By KIERAN FINNANE
Updated Tuesday 26 February, 1.00pm, with construction date of the median strip. See third paragraph.
A concrete median strip, where no-one walks or waits, will get top priority for planting shade trees if Mayor Damien Ryan gets his way.
The median strip runs down the middle of Bath Street between Parsons Street and Wills Terrace for about 180 metres.
It was constructed in 2009, during Mayor Ryan’s first term in office.
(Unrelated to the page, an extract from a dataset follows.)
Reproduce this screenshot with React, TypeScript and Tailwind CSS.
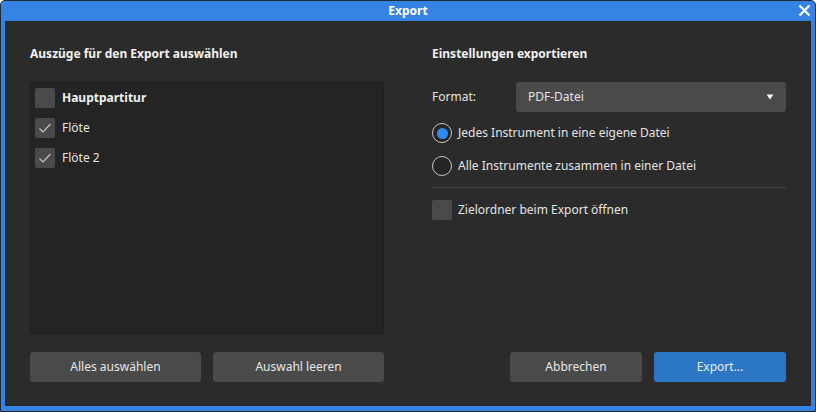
import { useState } from "react";

const font = { fontFamily: '"Noto Sans", "Open Sans", sans-serif' };

type Part = { name: string; checked: boolean; bold?: boolean };

const CheckBox = ({ checked }: { checked: boolean }) => (
  <span className="flex h-[20px] w-[20px] shrink-0 items-center justify-center rounded-[2px] bg-[#4a4a4a]">
    {checked && (
      <svg width="14" height="14" viewBox="0 0 14 14" fill="none">
        <path d="M1.5 7.5 L5 11 L12.5 3" stroke="#c8c8c8" strokeWidth="1.1" />
      </svg>
    )}
  </span>
);

const Radio = ({ on }: { on: boolean }) => (
  <span className="flex h-[20px] w-[20px] shrink-0 items-center justify-center rounded-full border-[1.5px] border-[#c9c9c9] bg-[#252525]">
    {on && <span className="h-[11px] w-[11px] rounded-full bg-[#2f8af2]" />}
  </span>
);

const Button = ({ label, primary }: { label: string; primary?: boolean }) => (
  <button
    className={
      primary
        ? "h-[30px] rounded-[3px] bg-[#2b77c5] text-[12px] text-[#eaeaea]"
        : "h-[30px] rounded-[3px] bg-[#4a4a4a] text-[12px] text-[#e6e6e6]"
    }
  >
    {label}
  </button>
);

const App = () => {
  const [parts] = useState<Part[]>([
    { name: "Hauptpartitur", checked: false, bold: true },
    { name: "Flöte", checked: true },
    { name: "Flöte 2", checked: true },
  ]);

  return (
    <div
      style={font}
      className="flex h-[412px] w-[816px] flex-col overflow-hidden rounded-t-[5px] border border-[#1d2a38] bg-[#3584e4]"
    >
      {/* title bar */}
      <div className="relative flex h-[20px] shrink-0 items-center justify-center">
        <span className="text-[12px] font-bold text-white">Export</span>
        <svg className="absolute right-[4px] top-[3px]" width="13" height="13" viewBox="0 0 13 13">
          <path d="M1.5 1.5 L11.5 11.5 M11.5 1.5 L1.5 11.5" stroke="#fff" strokeWidth="2.2" />
        </svg>
      </div>

      <div className="mx-[4px] mb-[5px] flex flex-1 gap-[48px] border border-[#262626] bg-[#2b2b2b] px-[24px] pb-[23px] pt-[22px] text-[12px] text-[#e3e3e3]">
        {/* parts */}
        <div className="flex w-[354px] flex-col">
          <div className="h-[20px] font-bold leading-[20px] text-[#f0f0f0]">Auszüge für den Export auswählen</div>
          <div className="mt-[18px] flex h-[252px] flex-col border border-[#1f1f1f] bg-[#242424] px-[4px]">
            {parts.map((p) => (
              <label key={p.name} className="flex h-[30px] items-center gap-[7px]">
                <CheckBox checked={p.checked} />
                <span className={p.bold ? "font-bold text-[#f0f0f0]" : ""}>{p.name}</span>
              </label>
            ))}
          </div>
          <div className="mt-auto grid grid-cols-2 gap-[12px]">
            <Button label="Alles auswählen" />
            <Button label="Auswahl leeren" />
          </div>
        </div>

        {/* settings */}
        <div className="flex w-[354px] flex-col">
          <div className="h-[20px] font-bold leading-[20px] text-[#f0f0f0]">Einstellungen exportieren</div>
          <div className="mt-[18px] flex h-[30px] items-center">
            <span className="w-[84px]">Format:</span>
            <div className="flex h-[30px] flex-1 items-center justify-between rounded-[3px] bg-[#4a4a4a] pl-[12px] pr-[12px]">
              <span>PDF-Datei</span>
              <svg width="8" height="6" viewBox="0 0 8 6">
                <path d="M0.5 0.5 L7.5 0.5 L4 5.5 Z" fill="#f4f4f4" />
              </svg>
            </div>
          </div>
          <div className="mt-[6px] flex h-[30px] items-center gap-[6px]">
            <Radio on />
            <span>Jedes Instrument in eine eigene Datei</span>
          </div>
          <div className="mt-[3px] flex h-[30px] items-center gap-[6px]">
            <Radio on={false} />
            <span>Alle Instrumente zusammen in einer Datei</span>
          </div>
          <div className="mt-[6px] h-px bg-[#454545]" />
          <div className="mt-[12px] flex h-[20px] items-center gap-[6px]">
            <CheckBox checked={false} />
            <span>Zielordner beim Export öffnen</span>
          </div>
          <div className="mt-auto grid grid-cols-2 gap-[12px] pl-[78px]">
            <Button label="Abbrechen" />
            <Button label="Export..." primary />
          </div>
        </div>
      </div>
    </div>
  );
};

export default App;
He is the only member of council who is still sitting from that time.
This is not a high traffic area, except in the mornings and afternoons at Our Lady of the Sacred Heat school drop-off and pickup times, and to a lesser extent on Sundays with the Anglican church in the locale.
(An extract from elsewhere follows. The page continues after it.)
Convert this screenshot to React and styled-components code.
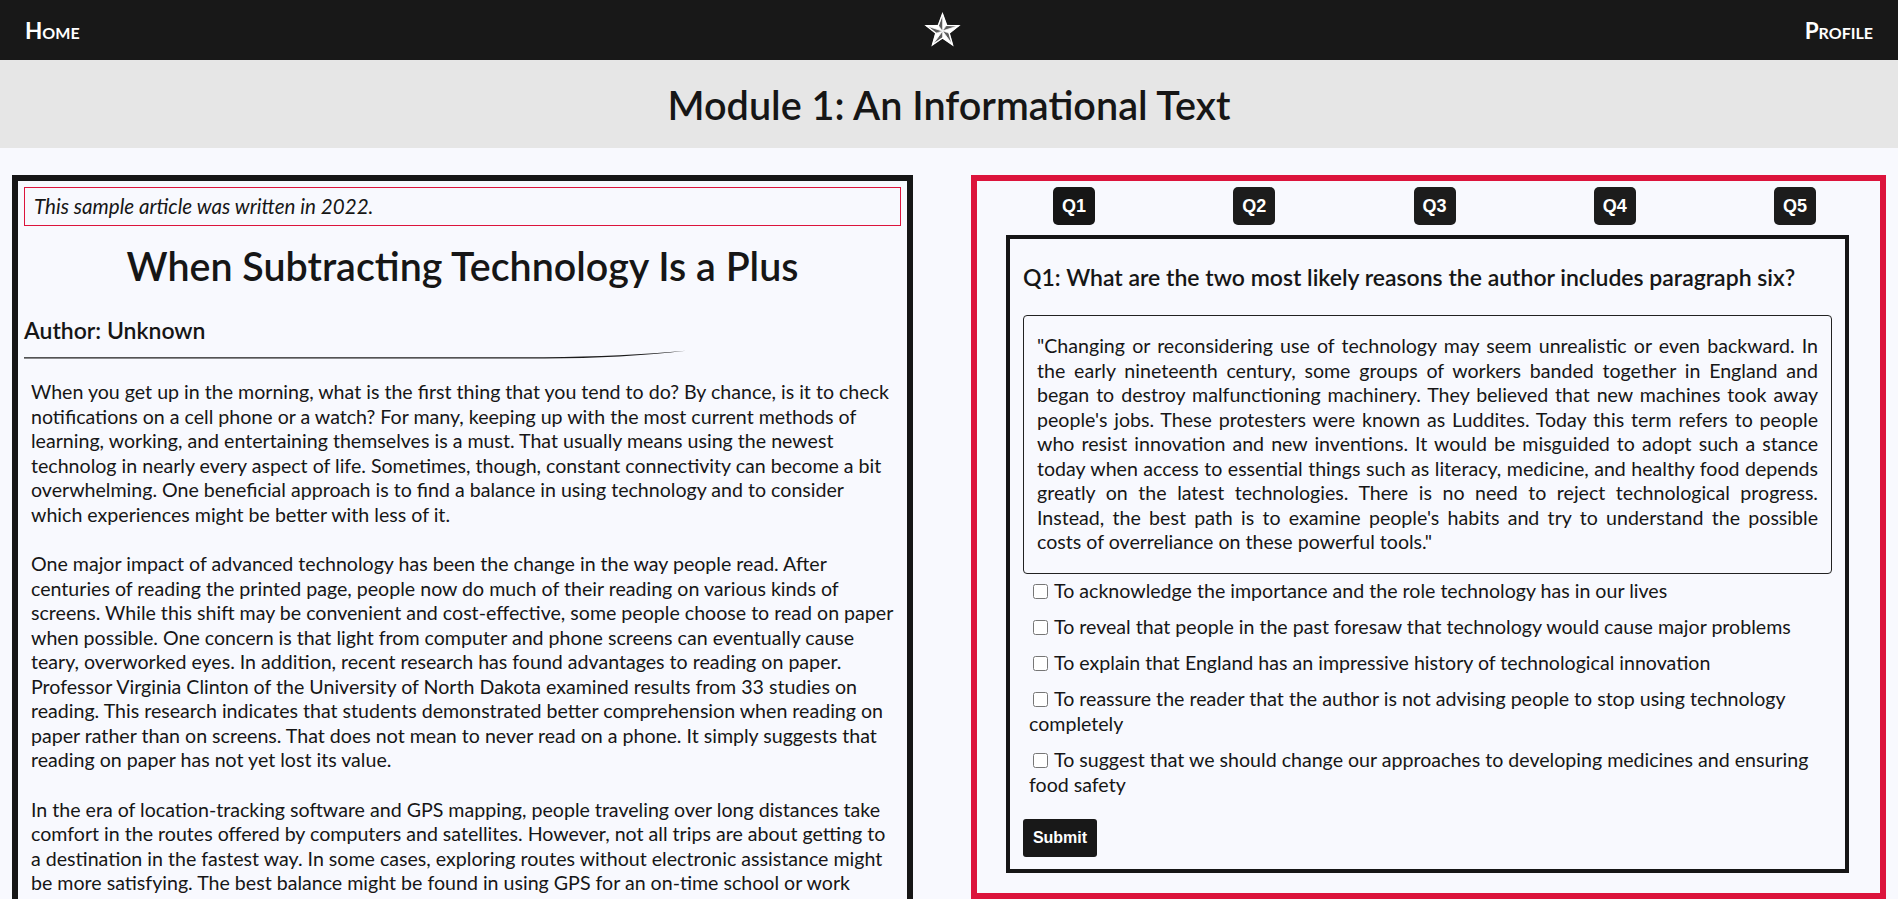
import React, { useState } from "react";
import styled, { createGlobalStyle } from "styled-components";

const GlobalStyle = createGlobalStyle`
  * { box-sizing: border-box; }
  body {
    margin: 0;
    background-color: #f8f9fe;
    font-family: Lato, "Open Sans", sans-serif;
    color: #161616;
  }
`;

const Nav = styled.nav`
  display: flex;
  align-items: center;
  justify-content: space-between;
  height: 60px;
  padding: 0 25px;
  background-color: #181818;
`;

const NavLink = styled.a`
  color: #ffffff;
  font-size: 22.5px;
  font-weight: 700;
  font-variant: small-caps;
  text-decoration: none;
  cursor: pointer;
`;

const Header = styled.header`
  display: flex;
  align-items: center;
  justify-content: center;
  height: 88px;
  background-color: #e6e6e6;
`;

const H1 = styled.h1`
  margin: 0;
  font-size: 39.6px;
  font-weight: 600;
`;

const Main = styled.main`
  display: grid;
  grid-template-columns: 901fr 915fr;
  column-gap: 58px;
  align-items: start;
  padding: 27px 12px 0;
`;

const Article = styled.section`
  border: 6px solid #161616;
  padding: 6px 6px 20px;
`;

const Note = styled.p`
  margin: 0;
  padding: 0 9px;
  line-height: 37px;
  border: 1px solid #dc143c;
  font-size: 20.6px;
  font-style: italic;
`;

const Title = styled.h2`
  margin: 16px 0 0;
  text-align: center;
  font-size: 39.4px;
  font-weight: 600;
  line-height: 48px;
`;

const Author = styled.h3`
  margin: 26px 0 0;
  font-size: 23px;
  font-weight: 600;
  line-height: 29px;
`;

const Swoosh = styled.svg`
  display: block;
  margin: 5px 0 0;
`;

const Paragraph = styled.p`
  margin: 21px 5px 0 7px;
  font-size: 19.6px;
  line-height: 24.5px;
  & + & { margin-top: 25px; }
`;

const QuizPanel = styled.section`
  border: 6px solid #dc143c;
  padding: 6px 0 20px;
`;

const QRow = styled.div`
  display: flex;
  justify-content: space-between;
  padding: 0 64px 0 76px;
`;

const QButton = styled.button`
  width: 42px;
  height: 38px;
  padding: 0;
  border: none;
  border-radius: 5px;
  background-color: ${(p) => (p.$active ? "#161616" : "#1c1c1c")};
  color: #ffffff;
  font-family: "Liberation Sans", Arial, sans-serif;
  font-size: 18px;
  font-weight: 700;
  cursor: pointer;
`;

const Card = styled.div`
  margin: 10px 31px 0 29px;
  padding: 0 13px 12px;
  border: 4px solid #161616;
`;

const Question = styled.h3`
  margin: 24px 0;
  font-size: 23px;
  font-weight: 600;
  line-height: 28px;
`;

const Passage = styled.p`
  margin: 0;
  padding: 18px 13px;
  border: 1px solid #222222;
  border-radius: 4px;
  font-size: 19.6px;
  line-height: 24.5px;
  text-align: justify;
`;

const Options = styled.div`
  margin-top: 5px;
`;

const Option = styled.label`
  display: block;
  margin: 0 0 11.8px 6px;
  font-size: 19.6px;
  line-height: 24.5px;
  cursor: pointer;
`;

const Check = styled.input`
  width: 15px;
  height: 15px;
  margin: 0 6px 0 4px;
  vertical-align: -1px;
`;

const Submit = styled.button`
  display: block;
  margin-top: 22px;
  width: 74px;
  height: 38px;
  border: none;
  border-radius: 3px;
  background-color: #181818;
  color: #ffffff;
  font-family: "Liberation Sans", Arial, sans-serif;
  font-size: 16px;
  font-weight: 700;
  cursor: pointer;
`;

const Star = () => {
  const pts = [];
  for (let i = 0; i < 10; i++) {
    const a = (-90 + i * 36) * (Math.PI / 180);
    const r = i % 2 === 0 ? 17 : 7;
    pts.push([18.5 + r * Math.cos(a), 19 + r * Math.sin(a)]);
  }
  const c = [18.5, 19];
  const facets = [];
  for (let i = 0; i < 10; i++) {
    const p1 = pts[i];
    const p2 = pts[(i + 1) % 10];
    facets.push(
      <polygon
        key={i}
        points={`${c[0]},${c[1]} ${p1[0]},${p1[1]} ${p2[0]},${p2[1]}`}
        fill={i % 2 === 0 ? "#ffffff" : "#5a5a5a"}
        stroke="#ffffff"
        strokeWidth="0.6"
      />
    );
  }
  return (
    <svg width="37" height="36" viewBox="0 0 37 36">
      {facets}
      <polygon
        points={pts.map((p) => p.join(",")).join(" ")}
        fill="none"
        stroke="#ffffff"
        strokeWidth="1.4"
        strokeLinejoin="miter"
      />
    </svg>
  );
};

const paragraphs = [
  "When you get up in the morning, what is the first thing that you tend to do? By chance, is it to check notifications on a cell phone or a watch? For many, keeping up with the most current methods of learning, working, and entertaining themselves is a must. That usually means using the newest technolog in nearly every aspect of life. Sometimes, though, constant connectivity can become a bit overwhelming. One beneficial approach is to find a balance in using technology and to consider which experiences might be better with less of it.",
  "One major impact of advanced technology has been the change in the way people read. After centuries of reading the printed page, people now do much of their reading on various kinds of screens. While this shift may be convenient and cost-effective, some people choose to read on paper when possible. One concern is that light from computer and phone screens can eventually cause teary, overworked eyes. In addition, recent research has found advantages to reading on paper. Professor Virginia Clinton of the University of North Dakota examined results from 33 studies on reading. This research indicates that students demonstrated better comprehension when reading on paper rather than on screens. That does not mean to never read on a phone. It simply suggests that reading on paper has not yet lost its value.",
  "In the era of location-tracking software and GPS mapping, people traveling over long distances take comfort in the routes offered by computers and satellites. However, not all trips are about getting to a destination in the fastest way. In some cases, exploring routes without electronic assistance might be more satisfying. The best balance might be found in using GPS for an on-time school or work commute while being open to turning off the satellite guidance on a more leisurely journey.",
  "Technology has also changed the way people shop and cook. Ordering groceries online saves time, yet choosing fresh produce at a local market can be a rewarding experience. Likewise, following a recipe from a worn family cookbook may feel more meaningful than watching a video tutorial.",
  "Finally, many people have found that spending time outdoors without devices helps them relax. A walk in the park, a game of catch, or a quiet afternoon of reading can offer a welcome break from constant alerts and updates.",
  "Changing or reconsidering use of technology may seem unrealistic or even backward. In the early nineteenth century, some groups of workers banded together in England and began to destroy malfunctioning machinery. They believed that new machines took away people's jobs. These protesters were known as Luddites. Today this term refers to people who resist innovation and new inventions. It would be misguided to adopt such a stance today when access to essential things such as literacy, medicine, and healthy food depends greatly on the latest technologies. There is no need to reject technological progress. Instead, the best path is to examine people's habits and try to understand the possible costs of overreliance on these powerful tools.",
];

const options = [
  "To acknowledge the importance and the role technology has in our lives",
  "To reveal that people in the past foresaw that technology would cause major problems",
  "To explain that England has an impressive history of technological innovation",
  "To reassure the reader that the author is not advising people to stop using technology completely",
  "To suggest that we should change our approaches to developing medicines and ensuring food safety",
];

const App = () => {
  const [current, setCurrent] = useState(1);
  const [checked, setChecked] = useState([]);

  const toggle = (i) =>
    setChecked((c) => (c.includes(i) ? c.filter((x) => x !== i) : [...c, i]));

  return (
    <>
      <GlobalStyle />
      <Nav>
        <NavLink>Home</NavLink>
        <Star />
        <NavLink>Profile</NavLink>
      </Nav>
      <Header>
        <H1>Module 1: An Informational Text</H1>
      </Header>
      <Main>
        <Article>
          <Note>This sample article was written in 2022.</Note>
          <Title>When Subtracting Technology Is a Plus</Title>
          <Author>Author: Unknown</Author>
          <Swoosh width="662" height="9" viewBox="0 0 662 9">
            <path
              d="M0 7.2 L520 7.2 Q600 6.6 662 0.8 Q600 8.2 520 8.6 L0 8.6 Z"
              fill="#1c1c1c"
            />
          </Swoosh>
          {paragraphs.map((p, i) => (
            <Paragraph key={i}>{p}</Paragraph>
          ))}
        </Article>
        <QuizPanel>
          <QRow>
            {[1, 2, 3, 4, 5].map((n) => (
              <QButton key={n} $active={n === current} onClick={() => setCurrent(n)}>
                Q{n}
              </QButton>
            ))}
          </QRow>
          <Card>
            <Question>
              Q1: What are the two most likely reasons the author includes paragraph six?
            </Question>
            <Passage>"{paragraphs[5]}"</Passage>
            <Options>
              {options.map((o, i) => (
                <Option key={i}>
                  <Check
                    type="checkbox"
                    checked={checked.includes(i)}
                    onChange={() => toggle(i)}
                  />
                  {o}
                </Option>
              ))}
            </Options>
            <Submit>Submit</Submit>
          </Card>
        </QuizPanel>
      </Main>
    </>
  );
};

export default App;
The concrete strip and bitumen either side gets “red hot”, said the Mayor when he first floated the idea in the committees meeting a fortnight ago.
He wanted to put in mature drought hardy trees. He even had a species in mind, Celtis australis, which despite its name is not a native to Australia.
The tree-planting budget is underspent, in his calculation by some $100,000: “If we budgeted for it, we should look at spending it.”
He said straight up the median strip is “not somewhere people are going to sit underneath”; the idea was to “take some of the heat out of the CBD”.
This has been the subject of study by the NT Government. There exists a heat map, which shows the hot spots around town.
Attempts by Councillors Jimmy Cocking and Marli Banks to take advantage of that knowledge and see whether the Bath Street median strip is the really the priority spot for heat mitigation in the CBD fell on deaf ears.
Cr Cocking also wanted to look at the idea in the context of a more strategic approach to tree planting broadly, including keeping alive the ones that are already in the ground.
Council is committed currently to planting 750 trees per year, but there is no “reporting mechanism” on that, he told the committees meeting.
The issue needs to be addressed across the entire town, he argued, including doing something about the mature trees that have died in the intense heat of this summer. He had counted some 15 to 20, mentioning trees in the mall, on the Northside, and around the basketball courts.
Council needed to “some assessment” of this.
Right: A sad tree in Hartley Street.
And would the cost of removing those trees come out of the tree-planting budget line, he wanted to know.
Deputy Mayor Matt Paterson suggested that that would be “absolutely overloading our officers” . The Mayor’s proposal was a “fantastic place to start”, once a report from the director was to hand.
Cr Banks argued that the report should weigh up areas across CBD and the different options of heat mitigation, looking at whether trees were the most appropriate heat mitigation strategy for particular locations.
Cr Eli Melky was supportive in principle of the Mayor’s tree-planting idea, but not of his approach to the budget. A reported surplus now would not necessarily be an actual surplus at the end of the budget process, which isn’t finally known until October.
Cr Jamie de Brenni saw no reason to wait: “The economy of Alice Springs is reliant on us spending our budget,” he told the committees meeting and this was “one of most proactive ideas we’ve had in a long time.”
This seemed to bring Cr Melky around: by looking at the variance between reported surplus and actual surplus last year, council could have a clearer idea of the money available.
Cr Glen Auricht in the chair of the committees meeting, somehow summed up this discussion as “we are all agreed this a very good project to move with” and “it’s got the support of the whole group”. Once they had the financial information, they could “hand it over” to the Director of Technical Services.
Cr Banks did her best to make the case for her dissenting view and brought it up again in last night’s ordinary meeting: council knows the NT Government has a heat map report that identifies high heat areas across CBD, wouldn’t it be valuable before it spends money planting expensive mature trees to look at the whole picture. (Cr Melky said, from memory, that the cost per mature tree would be $7000 to $8000.)
Cr Banks wanted the recommendation before council to be specific about using the heat map.
Cr Cocking agreed: council could end up doing a trial down Bath St, but he wanted to make sure it was done in a strategic way.
Mayor Ryan, however, would not brook any changes and he had the support of Crs Auricht, de Brenni, Paterson and Jacinta Price, who was attending the meeting by phone. Cr de Brenni called for a division and this was the predictable split.
The resolution itself doesn’t specify Bath Street: “That the Director Technical Services provide a report to Council in regard to shading streets with trees, for heat mitigation, in consultation with the Acting Director Finance to determine an appropriate budget line.”
However, if the report confirms there is money available, Bath Street will be the go, as that was the mood of the chamber: It would be a “public display of council providing heat mitigation and a shady street”, said Cr Auricht, and the view of the strip from Anzac Hill “would be amazing”, according to Cr de Brenni.